We have three tents at C2 7500m. They are perched on a shelf cut into the snow at the top of the long snow slope of the north ridge. There is about a 10inch ledge on the outer edge of this shelf and then the north ridge drops away for a couple of kilometres. One slip moving around here and the next stop would be ABC over 3000ft below without stopping at C1 enroute. Take care when popping out for a pee here.
We hoped to get away up to C3 this morning but the weather is horrendous. The wind is hammering us down with 50knot blowing continuously. The snow is being driven like knives into our flesh. The tents are being buried persistently inspite of battling to dig them out. Tony's tent gets socked in completely because of its position in the line. He has to make breathing holes through the drifts by poking out a ski pole regularly.
It was this idea that allowed him to burrow a hole from his tent to Kieron and Ivan's tent to pass them the emergency radio. The radio was passed over on the end of a ski pole in a bag. Chris has the main radio and Tony's lonely spot had been relieved by listening to radio schedules. But Kieron and Ivan had been feeling a little cut off from communications and news. Tony had been trying to relay info by yelling across the six foot gap but the Everest wind was just whipping the words away into the Rongbuk.

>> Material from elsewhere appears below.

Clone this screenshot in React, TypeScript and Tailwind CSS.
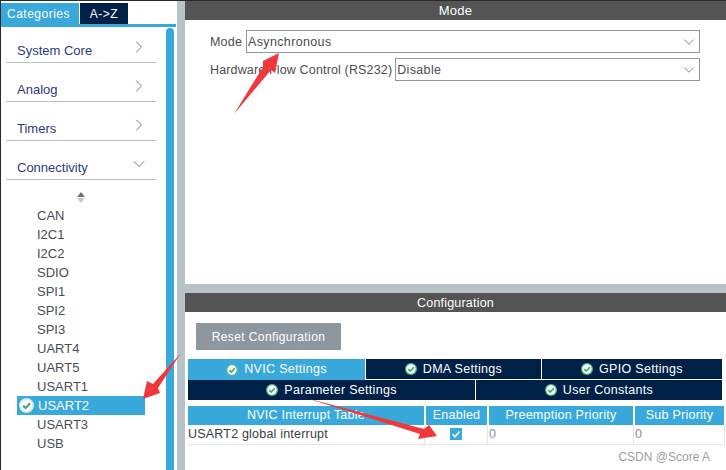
import { ChevronDown, ChevronRight } from 'lucide-react'

const categories = ['System Core', 'Analog', 'Timers']
const peripherals = ['CAN', 'I2C1', 'I2C2', 'SDIO', 'SPI1', 'SPI2', 'SPI3', 'UART4', 'UART5', 'USART1', 'USART2', 'USART3', 'USB']

const OkIcon = ({ size = 12, ring = '#5cb88a' }: { size?: number, ring?: string }) => (
    <svg width={size} height={size} viewBox="0 0 16 16" className="shrink-0">
        <circle cx="8" cy="8" r="8" fill={ring} />
        <circle cx="8" cy="8" r="6.2" fill="#ffffff" />
        <path d="M4.4 8.2 L7.1 10.8 L11.8 5.6" fill="none" stroke="#3fa56c" strokeWidth="2.2" />
    </svg>
)

const Category = ({ name, open }: { name: string, open?: boolean }) => (
    <div className="h-[39px] w-[150px] ml-[5px] flex items-center justify-between border-b border-[#b8c2c9] pt-[16px] pl-[11px] pr-[7px] text-[13px] text-[#2c3a7c]">
        <span>{name}</span>
        {open
            ? <ChevronDown size={20} strokeWidth={1.2} color="#77797c" className="-mt-[8px]" />
            : <ChevronRight size={20} strokeWidth={1.2} color="#77797c" className="-mt-[8px]" />}
    </div>
)

const Select = ({ value }: { value: string }) => (
    <div className="flex-1 h-[23px] border border-[#8f979e] flex items-center justify-between pl-[1px] pr-[1px] text-[#4a4d52] tracking-[0.35px]">
        <span className="mt-[2px]">{value}</span>
        <ChevronDown size={18} strokeWidth={1.2} color="#77797c" />
    </div>
)

const SettingTab = ({ label, active, className }: { label: string, active?: boolean, className: string }) => (
    <div className={`flex items-center justify-center gap-[6px] tracking-[0.3px] text-white ${active ? 'bg-[#39a9dc]' : 'bg-[#002147]'} ${className}`}>
        <OkIcon />
        <span>{label}</span>
    </div>
)

const HeadCell = ({ label, className }: { label: string, className: string }) => (
    <div className={`h-[19px] bg-[#39a9dc] text-white tracking-[0.25px] flex items-center justify-center ${className}`}>{label}</div>
)

const Arrows = () => (
    <svg width="726" height="470" viewBox="0 0 726 470" className="absolute left-0 top-0 pointer-events-none">
        <g fill="#f0373a">
            <path d="M233 113 L262 66 L262 60 L278 52 L274 72 L270 69 Z" />
            <path d="M180 352 L157 387 L159 392 L142 398 L146 380 L152 383 Z" />
            <path d="M305 397 L423 428 L428 424 L436 435 L417 438 L419 433 Z" />
        </g>
    </svg>
)

export default function App() {
    return (
        <div className="relative w-[726px] h-[470px] overflow-hidden bg-[#b8c2c9] border-t border-l border-[#2a2a2a] text-[12.5px] flex font-['Liberation_Sans',Arial,sans-serif]">
            <div className="w-[176px] h-full bg-white flex flex-col shrink-0">
                <div className="h-[23px] pt-[2px] flex items-stretch gap-[1px] text-[12px] tracking-[0.5px] text-white bg-white">
                    <div className="w-[78px] bg-[#39a9dc] flex items-center pl-[6px]">Categories</div>
                    <div className="w-[48px] bg-[#002147] flex items-center justify-center">A-&gt;Z</div>
                </div>
                <div className="h-[3px] bg-[#39a9dc] w-[175px]" />
                <div className="flex flex-1 min-h-0">
                    <div className="w-[164px] shrink-0 -mt-[3px]">
                        {categories.map((c) => <Category key={c} name={c} />)}
                        <Category name="Connectivity" open />
                        <div className="flex flex-col items-center w-[150px] ml-[5px] mt-[12px] mb-[3px] gap-[1px]">
                            <div className="w-0 h-0 border-x-[4px] border-x-transparent border-b-[5px] border-b-[#6e7276]" />
                            <div className="w-0 h-0 border-x-[4px] border-x-transparent border-t-[5px] border-t-[#c4c8cc]" />
                        </div>
                        <div className="flex flex-col">
                            {peripherals.map((p) => p === 'USART2'
                                ? (
                                    <div key={p} className="h-[19px] w-[128px] ml-[16px] bg-[#39a9dc] text-white text-[13px] flex items-center gap-[4px] pl-[2px]">
                                        <OkIcon size={15} ring="#d8e8e0" />
                                        <span>{p}</span>
                                    </div>
                                )
                                : <div key={p} className="h-[19px] pl-[36px] flex items-center text-[13px] text-[#4a4d52]">{p}</div>)}
                        </div>
                    </div>
                    <div className="w-[8px] ml-[1px] bg-[#39a9dc] rounded-t-[4px] mt-[1px]" />
                </div>
            </div>

            <div className="ml-[8px] flex-1 flex flex-col min-w-0">
                <div className="h-[19px] bg-[#535453] text-white text-center leading-[19px] text-[13px] tracking-[0.2px]">Mode</div>
                <div className="h-[264px] bg-white pt-[10px] pl-[25px] pr-[26px] flex flex-col gap-[5px] text-[#4a4d52]">
                    <div className="flex items-center gap-[4px]">
                        <span className="tracking-[0.2px] mt-[2px]">Mode</span>
                        <Select value="Asynchronous" />
                    </div>
                    <div className="flex items-center gap-[3px]">
                        <span className="tracking-[0.15px] mt-[2px]">Hardware Flow Control (RS232)</span>
                        <Select value="Disable" />
                    </div>
                </div>
                <div className="h-[9px]" />
                <div className="h-[19px] bg-[#535453] text-white text-center leading-[21px] tracking-[0.2px]">Configuration</div>
                <div className="flex-1 bg-white pl-[3px] pr-[1px] pt-[11px]">
                    <div className="ml-[8px] w-[145px] h-[27px] bg-[#8f979e] text-white text-[12px] flex items-center justify-center tracking-[0.4px]">Reset Configuration</div>
                    <div className="mt-[9px] w-[534px] flex flex-col gap-[1px]">
                        <div className="flex h-[20px] gap-[1px]">
                            <SettingTab active label="NVIC Settings" className="w-[177px] h-[21px]" />
                            <SettingTab label="DMA Settings" className="w-[175px]" />
                            <SettingTab label="GPIO Settings" className="flex-1" />
                        </div>
                        <div className="flex h-[20px] gap-[1px]">
                            <SettingTab label="Parameter Settings" className="w-[287px]" />
                            <SettingTab label="User Constants" className="flex-1" />
                        </div>
                    </div>
                    <div className="mt-[6px] w-[536px] flex gap-[2px]">
                        <HeadCell label="NVIC Interrupt Table" className="w-[236px]" />
                        <HeadCell label="Enabled" className="w-[61px]" />
                        <HeadCell label="Preemption Priority" className="w-[144px]" />
                        <HeadCell label="Sub Priority" className="flex-1" />
                    </div>
                    <div className="w-[537px] h-[20px] flex border-b border-[#e2e4e6] items-center text-[#3a3d42]">
                        <div className="w-[237px] h-full flex items-center border-r border-[#e2e4e6] tracking-[0.2px]">USART2 global interrupt</div>
                        <div className="w-[63px] h-full flex items-center justify-center border-r border-[#e2e4e6]">
                            <div className="w-[12px] h-[12px] -mt-[1px] bg-[#39a9dc] flex items-center justify-center">
                                <svg width="10" height="10" viewBox="0 0 10 10"><path d="M1.5 5.2 L4 7.8 L8.5 2.5" fill="none" stroke="#ffffff" strokeWidth="1.5" /></svg>
                            </div>
                        </div>
                        <div className="w-[146px] h-full flex items-center border-r border-[#e2e4e6] pl-[1px] text-[#8a8ea0]">0</div>
                        <div className="flex-1 h-full flex items-center border-r border-[#e2e4e6] pl-[1px] text-[#8a8ea0]">0</div>
                    </div>
                    <div className="mt-[3px] w-[534px] pr-[12px] text-[12px] text-right text-[#a0a0a0]">CSDN @Score A</div>
                </div>
            </div>
            <Arrows />
        </div>
    )
}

Food is running low by now due to the two extra days at altitude and the bad weather is worrying everyone with its impact on the schedule. Russ is so concerned he goes down from the Col to ABC for a further weather update and the news is not good. In the early afternoon he radios C2 and pulls the plug. We have approx. 5hrs of daylight to descend to C1 dump all the down gear and rerig with goretex to drop down to ABC. There isn't much time for debate but everyone was wrestling with the phsychological impact - does this mean our summit attempts are over or is there time for another attempt. Even if there is time for another attempt will our bodies have any reserve left to deliver it. This is a nightmare. Surely its not all over.